Do you have a story about your mom you’d love to share?  Send it to [email protected] to have it published here!

 

 

Motherhood | Hippie | Adoption | Addiction Recovery | Mormon | Big Family

13 COMMENTS

  1. Nicole | 10th May 17

    She is amazing! So blessed to have her in our lives! She raised great kids also! 😊

    • Amber | 10th May 17

      I know someone else that has a pretty cool mom that could share her story here. wink wink:)

  2. DeAnn | 10th May 17

    I have never seen a photo of your mom when she was younger. She was gorgeous! She is still, but it’s just to see.

    My mom is fearless, she doesn’t worry what others think, she doesn’t talk badly of others, she just lives live her way!

    • Amber | 10th May 17

      I’ll have to tell you the story behind that picture DeAnn. I love your description of your mom!

  3. Margy | 10th May 17

    What to say in a couple paragraphs? Ruth was an awesome friend. She and I had years of sharing and caring for our family members.
    I am grateful my sons had a safe haven at your house as did your brothers at our house
    Your mom and I taught early morning seminary together. What an experience! !
    She was my best friend. Lots of laughter and tears were shared.
    I am sorry I have not kept in touch with her .
    She is one of the best kind

    My own mother was a great lady. She showed unconditional love and rendered service to many
    She and my father served five missions.
    Her children and grandchildren love and miss her.

    • Amber | 10th May 17

      I’m going to share this with my mom. She will love to read it! I remember how good of friends you were. Your family was a blessing to us! Thank you for sharing!!

  4. Annamaria | 10th May 17

    When I think of Ruth tears of joy fill my eyes. She gave me the gift of an understanding and a compassionate heart. Her love and discernment opened doors for me and my heart was able to heal. Thank you, Ruth.

    • Amber | 10th May 17

      OK reading your comment brought tears to MY eyes. Thank you. You described her well!

  5. Ragena Palmer | 11th May 17

    What a wonderful story about your mom. She was, indeed, “one of a kind.” There must be something about the name of Ruth, which was also my mother’s name, who was also, “one of a kind.” She gave birth to 12 children, and helped in many ways with the 8 children my father brought to their marriage (making a total of 20 children whose lives she impacted, not to mention all of the grandchildren and great-children–and on and on who remember and adore her). She was born in the Mexican Mormon colony of Colonia Morales and left there when Poncho Villa started a revolution. She was a gifted story teller, gardener, and very active member of the church, at one time serving as the Relief Society President of our little branch in Colorado for 16 years. So much more! Not enough room. I love your stories!

    • Amber | 11th May 17

      Wow Regina! I had no idea you came from such a unique family! 20 kids?! Thanks for sharing, I bet she and my mom could have given each other advice. Ha!

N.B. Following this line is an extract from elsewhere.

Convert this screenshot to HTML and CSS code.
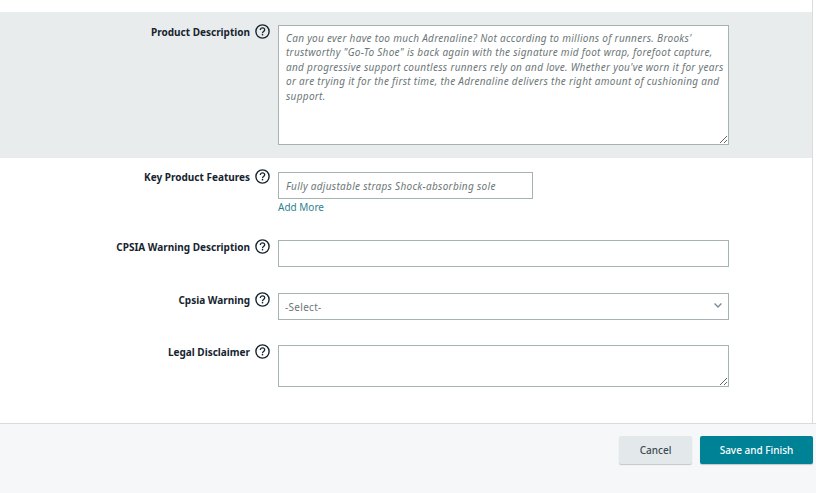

  6. Marissa Lorette | 11th May 17

    Amber, I’m sending you and your mama Ruth big mama hugs. You two were there when I needed love and I will always be grateful. Tell your mama I said hello

  7. Kathie Clifford | 13th May 17

    Hi Amber, thank you for the fun, inspiring story about your mom Ruth. I agree she is on amazing woman.

  8. Terri | 1st Jun 17

    I’m behind in reading, but so glad I took the time to read this. I have only met your mother briefly. She was so warm and kind. Her humble nature didn’t reveal how amazing she is. Thanks for sharing that with us.

    I have been blessed with a wonderful mother and a wonderful stepmother. They have provided the best examples of just what I needed in my life.